I would go with Madara, based on him supposing to be the strongest Uchiha in history. Also, it seemed that both he and Hashirama practiced a lot of taijutsu from an early age.


----------



## Vice (Aug 2, 2013)

Komnenos said:


> When someone leaps into the air to throw kicks and punches, I definitely think it was just done on a lark. Indeed, whenever I merely want to hold a conversation, the first thing I do is intercept them in a mid-air collision.
> 
> I also think that people can't talk while fighting properly, because that never happens in manga or comic books.
> 
> *Edit:* As far as I can tell, Itachi threw one attack to Naruto's two. Ergo, his efforts are even more token than Naruto's. The Uzumaki is lucky that Itachi held back.



Itachi was an edo under orders to capture Naruto, he was completely incapable of holding back.


----------



## Grimmjowsensei (Aug 2, 2013)

Vice said:


> Itachi was an edo under orders to capture Naruto, he was completely incapable of holding back.



Then why didn't he blast his ass off with Amaterasu right off the bat ?
Or at least use a kunai ? Because Itachi's lethality is certainly not in his fists.

They just exchanged hits, they were in the same boat.

"Naruto held back" is a bs excuse to deny the fact that Itachi casually duked it out with him.


----------



## Sadgoob (Aug 2, 2013)

Yeah, if he weren't holding back then he'd have grabbed and crushed him with partial Susano'o when they were both midair, he'd have used Tsukuyomi on Bee instead of normal genjutsu, etc.

Besides, look at the 2nd Mizukage. That dude was obviously holding back in some ways, as he didn't use Joki Boi with his clam, so why wouldn't Edo Itachi be a bit tame himself?​


----------



## Vice (Aug 2, 2013)

Grimmjowsensei said:


> Then why didn't he blast his ass off with Amaterasu right off the bat ?
> Or at least use a kunai ? Because Itachi's lethality is certainly not in his fists.

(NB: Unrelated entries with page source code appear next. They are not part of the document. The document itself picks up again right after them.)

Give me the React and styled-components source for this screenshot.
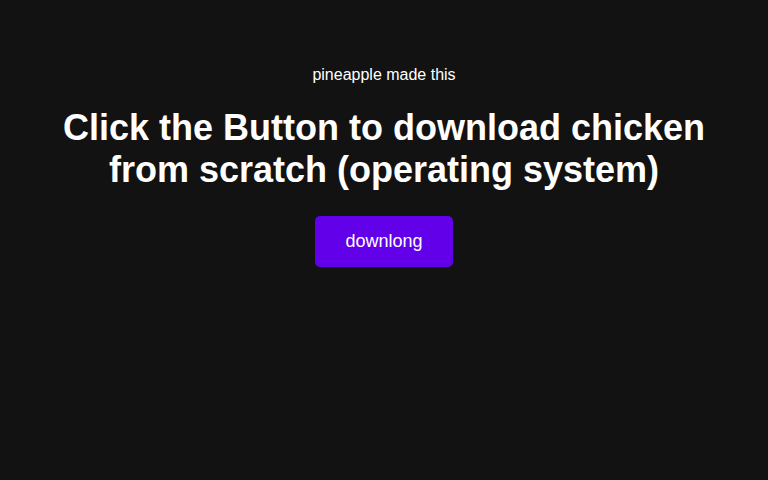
import React from "react";
import styled, { createGlobalStyle } from "styled-components";

const Global = createGlobalStyle`
  html, body { margin: 0; padding: 0; background: #121212; }
  body { font-family: "Liberation Sans", Arial, sans-serif; color: #ffffff; }
`;

const Page = styled.main`
  min-height: 480px;
  box-sizing: border-box;
  padding-top: 66px;
  display: flex;
  flex-direction: column;
  align-items: center;
  text-align: center;
  background: #121212;
`;

const Credit = styled.p`
  margin: 0;
  font-size: 16px;
  line-height: 18px;
  color: #ffffff;
`;

const Title = styled.h1`
  margin: 23px 0 0;
  font-size: 36px;
  line-height: 42px;
  font-weight: 700;
  color: #ffffff;
`;

const Button = styled.button`
  margin-top: 25px;
  padding: 15px 30px;
  border: none;
  border-radius: 5px;
  background: #6200ea;
  color: #ffffff;
  font-family: "Liberation Sans", Arial, sans-serif;
  font-size: 18px;
  line-height: 21px;
  cursor: pointer;
`;

export default function App() {
  return (
    <>
      <Global />
      <Page>
        <Credit>pineapple made this</Credit>
        <Title>
          Click the Button to download chicken
          <br />
          from scratch (operating system)
        </Title>
        <Button>downlong</Button>
      </Page>
    </>
  );
}
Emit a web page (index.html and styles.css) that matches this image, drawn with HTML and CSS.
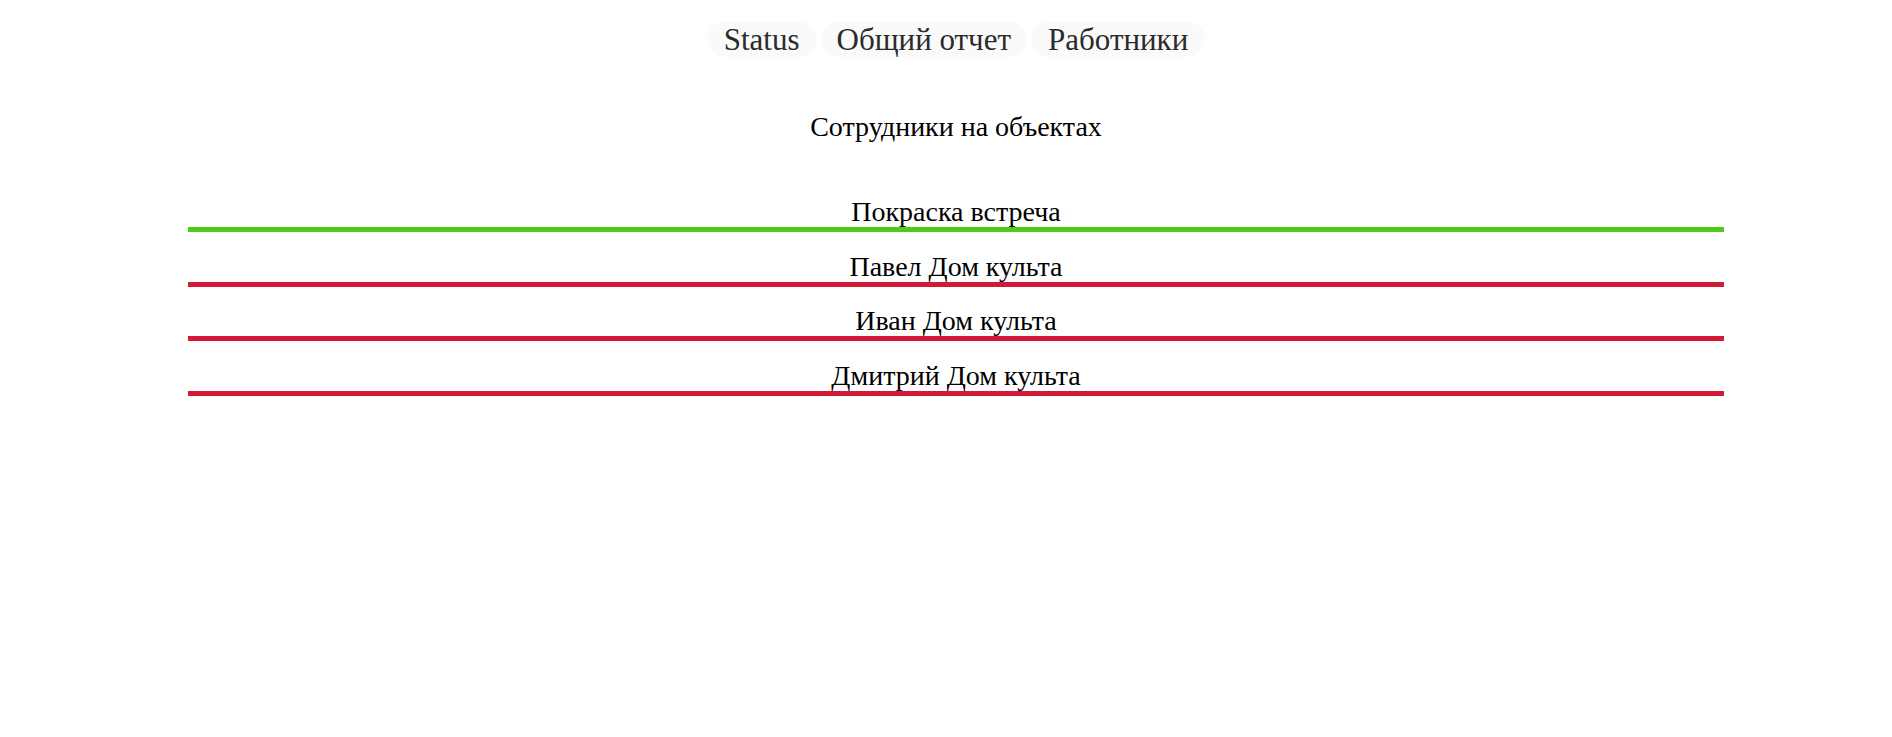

Because Kabuto chose not to use them.



> They just exchanged hits, they were in the same boat.



But they weren't in the same boat. Itachi was programed to fight and capture Naruto, was incapable of controlling his movements and was not hindered by the need to have his questions answered the same way that Naruto was.



> "Naruto held back" is a bs excuse to deny the fact that Itachi casually duked it out with him.



Naruto holding back is reality. An edo who is not in control of his body and under orders to specifically capture the guy he is currently fighting yet held back is a bs excuse made up by members of Itachi's fanclub.


----------



## Vice (Aug 2, 2013)

Strategoob said:


> Yeah, if he weren't holding back then he'd have grabbed and crushed him with partial Susano'o when they were both midair, he'd have used Tsukuyomi on Bee instead of normal genjutsu, etc.​



Or Naruto could have used the speed he had shown to overcome A and the power he showed to overcome Pain's summons to effortlessly crush Itachi.


----------



## Sadgoob (Aug 2, 2013)

Vice said:


> Or Naruto could have used the speed he had shown to overcome A and the power he showed to overcome Pain's summons to effortlessly crush Itachi.



That's KCM flicker speed and Sage Mode power, I believe, which weren't being used in the taijutsu exchange, just like Itachi wasn't using his deadlier abilities. The taijutsu clash was legit though.​


----------



## αce (Aug 2, 2013)

I am not sure why Naruto's taijutsu is being held at such high regard here. What Madara did in the opening sequence of the 5 kage battle was much more impressive. Mei launched a corrosive acid towards Madara. While analyzing Mei's jutsu (and having _zero_ previous knowledge on the Raikage's speed) he managed to block A at point blank while being concerned about Mei simultaneously. I need not elaborate on how fast his adaptation had to have been when he noticed A's fist right beside his face. Then there's also the fact that he blocked Tsunade's kick the moment she teleported into his face. Again, at point blank. And took zero damage. From _Tsunade._He simply back flipped into safety, as opposed to Muu who went flying into the rocks behind them.


Itachi blocked Naruto's kicks and kept up in basic taijutsu with him. Okay. That's great. Madara avoided an AOE attack and managed to block the Raikage's raiton enhanced shunshin with zero knowledge at point blank.


----------



## Grimmjowsensei (Aug 2, 2013)

Vice said:


> Because Kabuto chose not to use them.


Oh so your admitting that he held back. Ok.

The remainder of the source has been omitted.